LOS ANGELES (CNN WIRE/WBTW) – A criminal investigation is underway in Los Angeles, after video showed a violent traffic stop involving deputies.

A passenger in the car says it was an example of police brutality.

The sheriff says he is reviewing department’s policy and protocols.

A deputy stop escalates into a fight and the passenger, Omar Medina, took this video Sunday afternoon.

He says his brother Jesus was driving away from a 7-11 ATM in Lynwood to go pick up a bumper, when they were stopped.

We don’t hear it in the video, but Medina says the deputy told them they were stopped for tinted windows and expired license plates.

“It’s a regular traffic citation, you know a fix it ticket,” Medina said. “The DMVs are closed.
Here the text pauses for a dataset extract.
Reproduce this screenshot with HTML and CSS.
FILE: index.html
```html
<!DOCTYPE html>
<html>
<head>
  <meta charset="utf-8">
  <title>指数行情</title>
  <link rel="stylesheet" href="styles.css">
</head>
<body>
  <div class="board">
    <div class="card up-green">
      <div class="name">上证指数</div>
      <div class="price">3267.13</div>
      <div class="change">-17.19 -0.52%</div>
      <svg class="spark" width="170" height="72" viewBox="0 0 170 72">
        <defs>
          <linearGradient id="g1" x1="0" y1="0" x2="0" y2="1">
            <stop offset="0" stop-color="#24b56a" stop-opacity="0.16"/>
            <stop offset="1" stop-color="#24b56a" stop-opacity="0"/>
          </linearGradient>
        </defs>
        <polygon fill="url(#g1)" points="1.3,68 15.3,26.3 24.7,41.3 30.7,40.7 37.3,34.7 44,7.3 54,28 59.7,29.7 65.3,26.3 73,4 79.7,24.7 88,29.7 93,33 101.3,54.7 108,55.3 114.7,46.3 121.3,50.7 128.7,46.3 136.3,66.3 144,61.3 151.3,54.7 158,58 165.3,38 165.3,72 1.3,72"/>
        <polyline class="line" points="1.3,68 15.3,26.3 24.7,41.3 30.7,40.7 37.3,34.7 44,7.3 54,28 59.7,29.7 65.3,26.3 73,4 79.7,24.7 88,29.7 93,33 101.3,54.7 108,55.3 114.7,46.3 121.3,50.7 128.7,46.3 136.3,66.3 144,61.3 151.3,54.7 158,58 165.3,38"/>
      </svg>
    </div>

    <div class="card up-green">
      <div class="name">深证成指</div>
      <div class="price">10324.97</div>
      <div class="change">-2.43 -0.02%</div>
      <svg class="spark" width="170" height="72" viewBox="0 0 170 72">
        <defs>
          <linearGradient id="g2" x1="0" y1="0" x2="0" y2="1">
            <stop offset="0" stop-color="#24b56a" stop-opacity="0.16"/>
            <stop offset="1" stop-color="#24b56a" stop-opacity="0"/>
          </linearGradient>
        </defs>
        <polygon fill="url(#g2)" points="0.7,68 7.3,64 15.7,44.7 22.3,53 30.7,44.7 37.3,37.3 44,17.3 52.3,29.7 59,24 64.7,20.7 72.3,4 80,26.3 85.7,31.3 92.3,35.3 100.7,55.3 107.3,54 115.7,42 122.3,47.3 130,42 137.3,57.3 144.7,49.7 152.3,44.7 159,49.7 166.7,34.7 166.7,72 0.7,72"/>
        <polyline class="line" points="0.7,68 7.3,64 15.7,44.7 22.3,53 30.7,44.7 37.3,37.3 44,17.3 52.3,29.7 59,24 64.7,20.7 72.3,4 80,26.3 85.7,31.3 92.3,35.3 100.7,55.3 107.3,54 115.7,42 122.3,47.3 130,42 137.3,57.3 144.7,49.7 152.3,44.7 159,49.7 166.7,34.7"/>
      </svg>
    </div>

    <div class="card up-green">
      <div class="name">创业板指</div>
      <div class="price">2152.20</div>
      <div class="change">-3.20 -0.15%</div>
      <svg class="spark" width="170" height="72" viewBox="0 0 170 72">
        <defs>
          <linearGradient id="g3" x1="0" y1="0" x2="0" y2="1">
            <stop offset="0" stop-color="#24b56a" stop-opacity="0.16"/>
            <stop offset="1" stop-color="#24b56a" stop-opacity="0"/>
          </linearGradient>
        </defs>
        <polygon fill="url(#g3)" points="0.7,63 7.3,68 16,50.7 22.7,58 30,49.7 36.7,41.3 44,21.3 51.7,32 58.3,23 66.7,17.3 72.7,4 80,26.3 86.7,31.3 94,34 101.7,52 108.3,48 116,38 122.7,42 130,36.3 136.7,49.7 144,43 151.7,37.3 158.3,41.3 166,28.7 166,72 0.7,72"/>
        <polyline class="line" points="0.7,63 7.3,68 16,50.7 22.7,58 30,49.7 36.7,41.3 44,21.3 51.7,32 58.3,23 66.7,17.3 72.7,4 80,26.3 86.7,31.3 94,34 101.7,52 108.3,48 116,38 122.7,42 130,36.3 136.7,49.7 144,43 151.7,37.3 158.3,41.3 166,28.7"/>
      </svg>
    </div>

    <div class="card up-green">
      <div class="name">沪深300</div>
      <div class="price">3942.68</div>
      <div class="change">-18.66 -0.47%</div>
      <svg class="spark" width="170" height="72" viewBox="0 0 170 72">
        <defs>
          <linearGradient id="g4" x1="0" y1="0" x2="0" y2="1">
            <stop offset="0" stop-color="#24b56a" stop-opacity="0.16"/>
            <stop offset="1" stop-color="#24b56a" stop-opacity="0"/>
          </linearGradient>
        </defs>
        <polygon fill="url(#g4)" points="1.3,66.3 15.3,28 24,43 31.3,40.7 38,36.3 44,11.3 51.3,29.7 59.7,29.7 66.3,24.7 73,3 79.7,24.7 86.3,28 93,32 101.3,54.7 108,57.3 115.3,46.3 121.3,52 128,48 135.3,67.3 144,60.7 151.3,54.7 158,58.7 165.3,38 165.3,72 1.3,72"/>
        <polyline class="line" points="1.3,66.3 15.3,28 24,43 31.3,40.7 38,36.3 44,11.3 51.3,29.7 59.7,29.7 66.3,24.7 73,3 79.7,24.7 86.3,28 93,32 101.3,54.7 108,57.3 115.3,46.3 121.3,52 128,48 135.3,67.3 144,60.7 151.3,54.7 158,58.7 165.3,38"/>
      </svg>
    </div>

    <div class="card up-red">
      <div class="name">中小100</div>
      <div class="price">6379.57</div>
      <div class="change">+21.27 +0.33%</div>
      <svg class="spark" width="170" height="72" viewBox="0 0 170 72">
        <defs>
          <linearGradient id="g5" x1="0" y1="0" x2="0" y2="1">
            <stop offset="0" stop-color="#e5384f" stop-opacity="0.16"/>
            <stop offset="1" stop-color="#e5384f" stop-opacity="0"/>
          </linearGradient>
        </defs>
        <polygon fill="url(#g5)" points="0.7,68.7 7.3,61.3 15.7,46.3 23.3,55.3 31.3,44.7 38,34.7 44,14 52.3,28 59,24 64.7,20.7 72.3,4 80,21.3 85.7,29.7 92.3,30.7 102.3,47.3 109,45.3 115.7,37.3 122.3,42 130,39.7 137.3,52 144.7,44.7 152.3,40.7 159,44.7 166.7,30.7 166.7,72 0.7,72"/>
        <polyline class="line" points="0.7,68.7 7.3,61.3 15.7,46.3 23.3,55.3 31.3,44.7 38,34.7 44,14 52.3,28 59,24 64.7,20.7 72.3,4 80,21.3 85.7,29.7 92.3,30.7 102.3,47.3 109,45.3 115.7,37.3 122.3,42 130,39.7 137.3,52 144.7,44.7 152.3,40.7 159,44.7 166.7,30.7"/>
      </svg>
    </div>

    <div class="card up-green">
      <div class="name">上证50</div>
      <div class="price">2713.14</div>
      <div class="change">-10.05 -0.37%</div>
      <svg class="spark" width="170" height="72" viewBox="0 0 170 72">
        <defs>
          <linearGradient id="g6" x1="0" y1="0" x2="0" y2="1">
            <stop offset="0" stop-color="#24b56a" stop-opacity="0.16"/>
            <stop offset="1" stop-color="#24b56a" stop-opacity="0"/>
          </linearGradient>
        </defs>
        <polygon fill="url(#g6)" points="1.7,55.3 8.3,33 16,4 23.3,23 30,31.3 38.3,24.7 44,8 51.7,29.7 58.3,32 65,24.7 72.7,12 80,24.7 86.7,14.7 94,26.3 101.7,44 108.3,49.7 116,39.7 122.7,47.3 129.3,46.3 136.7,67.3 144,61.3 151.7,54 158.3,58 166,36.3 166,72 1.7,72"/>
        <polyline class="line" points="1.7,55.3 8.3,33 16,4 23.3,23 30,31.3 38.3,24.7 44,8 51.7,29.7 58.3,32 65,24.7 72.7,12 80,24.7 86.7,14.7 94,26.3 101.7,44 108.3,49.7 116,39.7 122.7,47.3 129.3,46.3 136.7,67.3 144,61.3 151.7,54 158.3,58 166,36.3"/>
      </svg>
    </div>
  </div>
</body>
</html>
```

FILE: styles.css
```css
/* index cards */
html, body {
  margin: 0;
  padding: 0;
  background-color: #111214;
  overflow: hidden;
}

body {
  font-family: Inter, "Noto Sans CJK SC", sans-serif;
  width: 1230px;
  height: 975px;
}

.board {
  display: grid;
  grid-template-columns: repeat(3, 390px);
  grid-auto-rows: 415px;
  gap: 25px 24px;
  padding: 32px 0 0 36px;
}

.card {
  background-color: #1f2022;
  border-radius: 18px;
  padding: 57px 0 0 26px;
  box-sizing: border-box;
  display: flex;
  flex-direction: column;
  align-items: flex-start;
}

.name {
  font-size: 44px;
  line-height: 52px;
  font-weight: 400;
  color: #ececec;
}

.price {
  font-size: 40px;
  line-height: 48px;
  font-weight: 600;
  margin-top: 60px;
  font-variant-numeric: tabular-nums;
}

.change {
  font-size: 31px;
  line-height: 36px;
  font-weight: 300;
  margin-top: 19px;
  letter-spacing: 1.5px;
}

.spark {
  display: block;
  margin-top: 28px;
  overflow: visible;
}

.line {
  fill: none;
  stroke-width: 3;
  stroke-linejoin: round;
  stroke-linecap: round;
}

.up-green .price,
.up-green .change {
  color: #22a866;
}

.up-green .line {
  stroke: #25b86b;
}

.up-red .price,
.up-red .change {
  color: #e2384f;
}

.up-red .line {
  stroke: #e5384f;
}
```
We can’t do anything about nothing.”

For much of the video the deputy appears to have his hand on the door handle while Medina, Jesus and a nephew in the back are telling him to call his supervisor and Medina is calling 911.

“He tried to unlock the door open it,” one of the people in the car is heard saying. “He hasn’t even asked me for my license insurance or nothing.”

More deputies arrive and struggled to pull 33-year-old Jesus out of the car and arrest him.

“It turns out that the rear passenger was arrested for possession of methamphatimes for sales and there was an act of trying to rid the narcotics from the location,” Los Angeles county Sheriff Alex Villanueva said. “However, it was intercepted and thankfully by someone, by a bystander, the entire thing may have just been a distraction.”

Medina says he doesn’t know anything about his teenage nephew and whether he had drugs. He also says both he and the nephew were taken to jail that day, and released the next morning.

Jesus is still in custody.

The sheriff says Jesus is accused of assault with a deadly weapon on a peace officer, resisting an officer with force and driving without a license.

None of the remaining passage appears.